US congressman: Adams warned of IRA threat before bombing

British demand for prior decommissioning was ‘single most serious mistake’ made by any party involved in peace process, says former Irish diplomat in BBC programme

Gerry Adams: gave warning that ceasefire was not going to last. Photograph: Gareth Chaney/Collins

Gerry Adams: gave warning that ceasefire was not going to last. Photograph: Gareth Chaney/Collins

 

A senior American Congressman has recounted how he was warned by Sinn Féin president Gerry Adams in November 1995 that unless there was political movement the IRA ceasefire called the previous August would be in jeopardy.

Former congressman Bruce Morrison said that just over two months before the IRA ended its ceasefire on February 9th, 1996, Mr Adams warned him that a British government demand for some prior IRA disarmament was threatening the ceasefire.

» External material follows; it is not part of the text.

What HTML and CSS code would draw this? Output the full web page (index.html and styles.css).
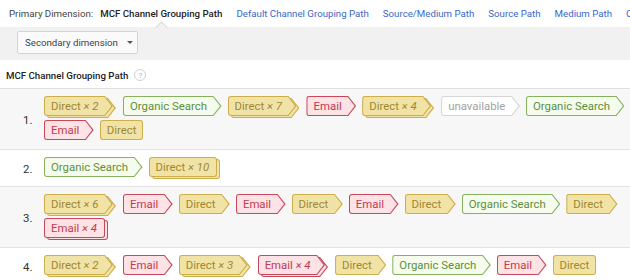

Former senior Irish diplomat Seán Ó hUigínn also described a British government 1995 decision to insist on a beginning to IRA decommissioning before Sinn Féin could enter political talks as “the single most serious mistake” made by any of the administrations engaged in the peace process.

On the 20th anniversary of the London Docklands bombing of February 9th, 1996, which ended the first IRA ceasefire, Mr Morrison and Mr Ó hUigínn, head of the Anglo-Irish division of the Department of Foreign Affairs from 1991 to 1997, recalled how the ceasefire was at risk in late 1995. They and a number of other senior politicians and civil servants feature on The Docklands Bomb: Executing Peace on BBC Northern Ireland at 9pm tonight. The programme, made by journalist Trevor Birney, also recalls how when US president Bill Clinton visited Northern Ireland on November 30th, 1995, the IRA already had plans in place to bomb the docklands.

Mr Morrison told Birney that shortly after Mr Clinton met Mr Adams in west Belfast on that day, that the Sinn Féin president took him and Irish Voice editor Niall O’Dowd to a house in west Belfast.

Mr Morrison said Mr Adams told them “if the peace process didn’t bear fruit quickly that the ceasefire was not going to last”. Mr O’Dowd said Mr Adams delivered the warning “in no uncertain terms”.

At that time, Sinn Féin was demanding that following from the 1994 IRA ceasefire it should be allowed into political talks on Northern Ireland’s future. In Washington in March 1995, however, Sir Patrick Mayhew laid down a precondition the IRA must start decommissioning before Sinn Féin could enter talks.